TASK TO CARRY OUT —
Transcribe the material word for word, but without the images.

******************************

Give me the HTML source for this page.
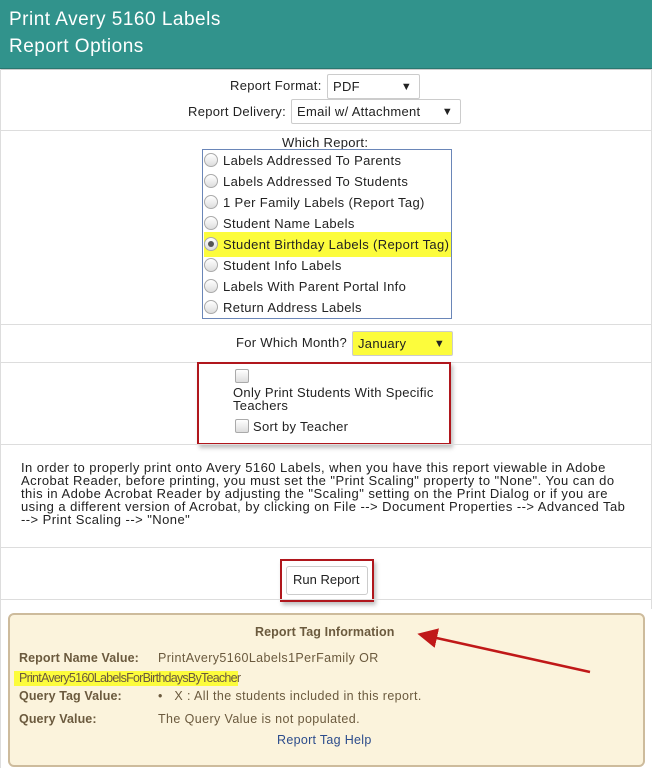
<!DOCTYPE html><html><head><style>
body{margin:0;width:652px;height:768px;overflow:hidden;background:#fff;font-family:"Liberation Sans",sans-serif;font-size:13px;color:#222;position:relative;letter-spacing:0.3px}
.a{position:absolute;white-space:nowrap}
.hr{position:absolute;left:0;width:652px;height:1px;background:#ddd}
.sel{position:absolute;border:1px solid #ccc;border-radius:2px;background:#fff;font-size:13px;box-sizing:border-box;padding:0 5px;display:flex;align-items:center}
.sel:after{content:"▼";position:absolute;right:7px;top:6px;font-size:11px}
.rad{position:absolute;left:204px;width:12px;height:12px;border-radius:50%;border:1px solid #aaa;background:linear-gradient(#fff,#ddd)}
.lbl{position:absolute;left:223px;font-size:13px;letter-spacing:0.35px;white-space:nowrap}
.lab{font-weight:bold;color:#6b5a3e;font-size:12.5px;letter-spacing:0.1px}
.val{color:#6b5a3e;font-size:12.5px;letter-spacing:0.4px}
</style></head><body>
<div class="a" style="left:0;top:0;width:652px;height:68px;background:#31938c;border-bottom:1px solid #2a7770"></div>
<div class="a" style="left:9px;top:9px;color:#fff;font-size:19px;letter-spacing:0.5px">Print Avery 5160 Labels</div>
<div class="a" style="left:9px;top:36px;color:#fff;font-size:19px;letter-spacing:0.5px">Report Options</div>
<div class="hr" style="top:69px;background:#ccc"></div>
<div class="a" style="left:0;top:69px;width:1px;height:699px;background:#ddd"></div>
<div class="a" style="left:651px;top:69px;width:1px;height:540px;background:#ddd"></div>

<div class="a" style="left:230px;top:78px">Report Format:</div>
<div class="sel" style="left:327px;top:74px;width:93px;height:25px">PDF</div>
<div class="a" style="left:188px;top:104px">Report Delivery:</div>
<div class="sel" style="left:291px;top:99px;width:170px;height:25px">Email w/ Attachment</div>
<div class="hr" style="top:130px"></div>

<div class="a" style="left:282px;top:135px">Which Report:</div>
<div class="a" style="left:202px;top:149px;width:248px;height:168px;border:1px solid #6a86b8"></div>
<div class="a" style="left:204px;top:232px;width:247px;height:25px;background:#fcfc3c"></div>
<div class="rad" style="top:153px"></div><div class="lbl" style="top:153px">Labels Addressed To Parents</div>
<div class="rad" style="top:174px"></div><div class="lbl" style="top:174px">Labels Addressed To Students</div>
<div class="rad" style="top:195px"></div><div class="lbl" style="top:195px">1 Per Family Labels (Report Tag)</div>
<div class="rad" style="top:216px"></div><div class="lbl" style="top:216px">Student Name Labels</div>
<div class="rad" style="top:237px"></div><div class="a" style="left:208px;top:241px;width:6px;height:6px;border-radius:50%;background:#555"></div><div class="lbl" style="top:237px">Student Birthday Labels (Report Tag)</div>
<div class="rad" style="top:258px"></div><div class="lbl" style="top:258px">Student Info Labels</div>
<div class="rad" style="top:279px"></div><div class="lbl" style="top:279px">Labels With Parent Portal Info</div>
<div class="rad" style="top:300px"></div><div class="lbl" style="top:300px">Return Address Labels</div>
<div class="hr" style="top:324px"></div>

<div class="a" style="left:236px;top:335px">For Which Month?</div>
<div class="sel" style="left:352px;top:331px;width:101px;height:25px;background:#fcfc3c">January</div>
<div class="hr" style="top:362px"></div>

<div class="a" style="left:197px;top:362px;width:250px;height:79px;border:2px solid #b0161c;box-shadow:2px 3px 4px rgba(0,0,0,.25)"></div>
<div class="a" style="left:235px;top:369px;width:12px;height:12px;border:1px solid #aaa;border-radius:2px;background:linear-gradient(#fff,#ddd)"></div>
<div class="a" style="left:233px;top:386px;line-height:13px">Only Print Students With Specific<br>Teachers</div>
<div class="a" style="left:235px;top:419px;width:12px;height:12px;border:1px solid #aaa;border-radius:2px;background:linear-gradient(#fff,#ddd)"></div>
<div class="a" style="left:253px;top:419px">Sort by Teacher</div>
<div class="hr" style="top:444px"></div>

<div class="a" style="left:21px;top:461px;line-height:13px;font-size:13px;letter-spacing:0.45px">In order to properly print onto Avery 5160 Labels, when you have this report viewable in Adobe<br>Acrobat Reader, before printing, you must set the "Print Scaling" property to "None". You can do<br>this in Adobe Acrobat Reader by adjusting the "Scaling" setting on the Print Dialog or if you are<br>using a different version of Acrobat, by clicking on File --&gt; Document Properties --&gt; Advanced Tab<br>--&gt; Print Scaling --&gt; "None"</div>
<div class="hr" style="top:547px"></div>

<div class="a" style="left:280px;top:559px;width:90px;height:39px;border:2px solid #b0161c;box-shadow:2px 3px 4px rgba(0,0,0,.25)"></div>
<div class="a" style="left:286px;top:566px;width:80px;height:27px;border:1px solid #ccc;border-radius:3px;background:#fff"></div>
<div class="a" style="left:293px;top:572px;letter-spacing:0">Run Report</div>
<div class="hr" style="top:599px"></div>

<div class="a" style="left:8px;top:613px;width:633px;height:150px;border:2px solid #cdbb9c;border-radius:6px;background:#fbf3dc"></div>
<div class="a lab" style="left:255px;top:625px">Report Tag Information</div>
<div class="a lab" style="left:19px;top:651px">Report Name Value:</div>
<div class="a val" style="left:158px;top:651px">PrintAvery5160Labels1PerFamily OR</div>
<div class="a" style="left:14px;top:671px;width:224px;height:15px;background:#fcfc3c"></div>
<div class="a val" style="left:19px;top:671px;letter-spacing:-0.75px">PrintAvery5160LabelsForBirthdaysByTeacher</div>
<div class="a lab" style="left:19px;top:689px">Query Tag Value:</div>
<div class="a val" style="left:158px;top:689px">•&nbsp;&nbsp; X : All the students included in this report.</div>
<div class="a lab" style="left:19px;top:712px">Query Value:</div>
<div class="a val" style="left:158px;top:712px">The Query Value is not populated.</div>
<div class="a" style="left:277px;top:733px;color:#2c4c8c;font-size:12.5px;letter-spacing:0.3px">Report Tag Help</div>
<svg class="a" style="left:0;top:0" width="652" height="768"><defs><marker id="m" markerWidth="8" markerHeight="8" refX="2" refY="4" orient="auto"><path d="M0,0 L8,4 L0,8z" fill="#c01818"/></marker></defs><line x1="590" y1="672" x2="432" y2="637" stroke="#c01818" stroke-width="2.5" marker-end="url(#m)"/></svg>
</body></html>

******************************

COMPLETED EXERCISE —
Give me the HTML source for this page.
<!DOCTYPE html><html><head><style>
body{margin:0;width:652px;height:768px;overflow:hidden;background:#fff;font-family:"Liberation Sans",sans-serif;font-size:13px;color:#222;position:relative;letter-spacing:0.3px}
.a{position:absolute;white-space:nowrap}
.hr{position:absolute;left:0;width:652px;height:1px;background:#ddd}
.sel{position:absolute;border:1px solid #ccc;border-radius:2px;background:#fff;font-size:13px;box-sizing:border-box;padding:0 5px;display:flex;align-items:center}
.sel:after{content:"▼";position:absolute;right:7px;top:6px;font-size:11px}
.rad{position:absolute;left:204px;width:12px;height:12px;border-radius:50%;border:1px solid #aaa;background:linear-gradient(#fff,#ddd)}
.lbl{position:absolute;left:223px;font-size:13px;letter-spacing:0.35px;white-space:nowrap}
.lab{font-weight:bold;color:#6b5a3e;font-size:12.5px;letter-spacing:0.1px}
.val{color:#6b5a3e;font-size:12.5px;letter-spacing:0.4px}
</style></head><body>
<div class="a" style="left:0;top:0;width:652px;height:68px;background:#31938c;border-bottom:1px solid #2a7770"></div>
<div class="a" style="left:9px;top:9px;color:#fff;font-size:19px;letter-spacing:0.5px">Print Avery 5160 Labels</div>
<div class="a" style="left:9px;top:36px;color:#fff;font-size:19px;letter-spacing:0.5px">Report Options</div>
<div class="hr" style="top:69px;background:#ccc"></div>
<div class="a" style="left:0;top:69px;width:1px;height:699px;background:#ddd"></div>
<div class="a" style="left:651px;top:69px;width:1px;height:540px;background:#ddd"></div>

<div class="a" style="left:230px;top:78px">Report Format:</div>
<div class="sel" style="left:327px;top:74px;width:93px;height:25px">PDF</div>
<div class="a" style="left:188px;top:104px">Report Delivery:</div>
<div class="sel" style="left:291px;top:99px;width:170px;height:25px">Email w/ Attachment</div>
<div class="hr" style="top:130px"></div>

<div class="a" style="left:282px;top:135px">Which Report:</div>
<div class="a" style="left:202px;top:149px;width:248px;height:168px;border:1px solid #6a86b8"></div>
<div class="a" style="left:204px;top:232px;width:247px;height:25px;background:#fcfc3c"></div>
<div class="rad" style="top:153px"></div><div class="lbl" style="top:153px">Labels Addressed To Parents</div>
<div class="rad" style="top:174px"></div><div class="lbl" style="top:174px">Labels Addressed To Students</div>
<div class="rad" style="top:195px"></div><div class="lbl" style="top:195px">1 Per Family Labels (Report Tag)</div>
<div class="rad" style="top:216px"></div><div class="lbl" style="top:216px">Student Name Labels</div>
<div class="rad" style="top:237px"></div><div class="a" style="left:208px;top:241px;width:6px;height:6px;border-radius:50%;background:#555"></div><div class="lbl" style="top:237px">Student Birthday Labels (Report Tag)</div>
<div class="rad" style="top:258px"></div><div class="lbl" style="top:258px">Student Info Labels</div>
<div class="rad" style="top:279px"></div><div class="lbl" style="top:279px">Labels With Parent Portal Info</div>
<div class="rad" style="top:300px"></div><div class="lbl" style="top:300px">Return Address Labels</div>
<div class="hr" style="top:324px"></div>

<div class="a" style="left:236px;top:335px">For Which Month?</div>
<div class="sel" style="left:352px;top:331px;width:101px;height:25px;background:#fcfc3c">January</div>
<div class="hr" style="top:362px"></div>

<div class="a" style="left:197px;top:362px;width:250px;height:79px;border:2px solid #b0161c;box-shadow:2px 3px 4px rgba(0,0,0,.25)"></div>
<div class="a" style="left:235px;top:369px;width:12px;height:12px;border:1px solid #aaa;border-radius:2px;background:linear-gradient(#fff,#ddd)"></div>
<div class="a" style="left:233px;top:386px;line-height:13px">Only Print Students With Specific<br>Teachers</div>
<div class="a" style="left:235px;top:419px;width:12px;height:12px;border:1px solid #aaa;border-radius:2px;background:linear-gradient(#fff,#ddd)"></div>
<div class="a" style="left:253px;top:419px">Sort by Teacher</div>
<div class="hr" style="top:444px"></div>

<div class="a" style="left:21px;top:461px;line-height:13px;font-size:13px;letter-spacing:0.45px">In order to properly print onto Avery 5160 Labels, when you have this report viewable in Adobe<br>Acrobat Reader, before printing, you must set the "Print Scaling" property to "None". You can do<br>this in Adobe Acrobat Reader by adjusting the "Scaling" setting on the Print Dialog or if you are<br>using a different version of Acrobat, by clicking on File --&gt; Document Properties --&gt; Advanced Tab<br>--&gt; Print Scaling --&gt; "None"</div>
<div class="hr" style="top:547px"></div>

<div class="a" style="left:280px;top:559px;width:90px;height:39px;border:2px solid #b0161c;box-shadow:2px 3px 4px rgba(0,0,0,.25)"></div>
<div class="a" style="left:286px;top:566px;width:80px;height:27px;border:1px solid #ccc;border-radius:3px;background:#fff"></div>
<div class="a" style="left:293px;top:572px;letter-spacing:0">Run Report</div>
<div class="hr" style="top:599px"></div>

<div class="a" style="left:8px;top:613px;width:633px;height:150px;border:2px solid #cdbb9c;border-radius:6px;background:#fbf3dc"></div>
<div class="a lab" style="left:255px;top:625px">Report Tag Information</div>
<div class="a lab" style="left:19px;top:651px">Report Name Value:</div>
<div class="a val" style="left:158px;top:651px">PrintAvery5160Labels1PerFamily OR</div>
<div class="a" style="left:14px;top:671px;width:224px;height:15px;background:#fcfc3c"></div>
<div class="a val" style="left:19px;top:671px;letter-spacing:-0.75px">PrintAvery5160LabelsForBirthdaysByTeacher</div>
<div class="a lab" style="left:19px;top:689px">Query Tag Value:</div>
<div class="a val" style="left:158px;top:689px">•&nbsp;&nbsp; X : All the students included in this report.</div>
<div class="a lab" style="left:19px;top:712px">Query Value:</div>
<div class="a val" style="left:158px;top:712px">The Query Value is not populated.</div>
<div class="a" style="left:277px;top:733px;color:#2c4c8c;font-size:12.5px;letter-spacing:0.3px">Report Tag Help</div>
<svg class="a" style="left:0;top:0" width="652" height="768"><defs><marker id="m" markerWidth="8" markerHeight="8" refX="2" refY="4" orient="auto"><path d="M0,0 L8,4 L0,8z" fill="#c01818"/></marker></defs><line x1="590" y1="672" x2="432" y2="637" stroke="#c01818" stroke-width="2.5" marker-end="url(#m)"/></svg>
</body></html>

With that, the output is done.